Cue the Wrecking Ball: Political Theatre Ripped From the Headlines
The Wrecking Ball was a unique form of political theatre produced in English Canada from 2006 -2013. Founded in Toronto by Volcano Theatre Artistic Director Ross Manson and playwright Jason Sherman, the model engaged a specific producing structure for theatre to respond to moments of political need: One week to commission volunteer playwrights to prepare works responding to a specific political event, one week to cast scripts and attach directors to them, one week to rehearse the scripts.
This format was replicated in other Canadian cities in the lead up to the 2008 and 2011 Federal elections where Wrecking Balls occurred on the same night in many large Canadian cities, with the events using onstage technology and a joint communications strategy. Canadian Actors’ Equity amended contracts to allow members to waive regular rates of compensation to participate in a “Wrecking Ball” and leadership of the Toronto Wrecking Ball passed through the hands of many prominent arts leaders including current Why Not Artistic Director Ravi Jain, Soulpepper Artistic Director Weyni Mengesha, and National Arts Centre English Theatre Artistic Director Nina Lee Aquino.
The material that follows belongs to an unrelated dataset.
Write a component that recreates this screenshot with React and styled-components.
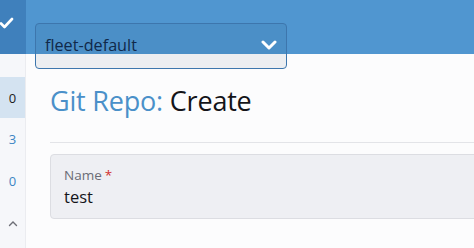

As a previous Wrecking Ball participant, I will investigate the forces that caused Wrecking Balls to be created, gain national significance, and eventually fade away. These forces are situated within the work of Filewod, Levin and Wright; and analyses the conventions and opportunities for political theatre in English Canada during this period (2006-14) via PACT, Indie, and ad-hoc productions and the context they created for grassroots political works on a short producing timeline. Finally, the paper will reflect on the lessons that can be extrapolated for future creators of theatre striving to respond quickly to political events.
Michael Wheeler, Queen’s University
Michael Wheeler is an Assistant Professor in The DAN School of Drama and Music and Coordinator of the graduate Arts Leadership program at Queen’s University. He is a co-founder of FOLDA where he is co-curator of the Festival of Live Digital Art, and serves as the organization’s Director of Artistic Research.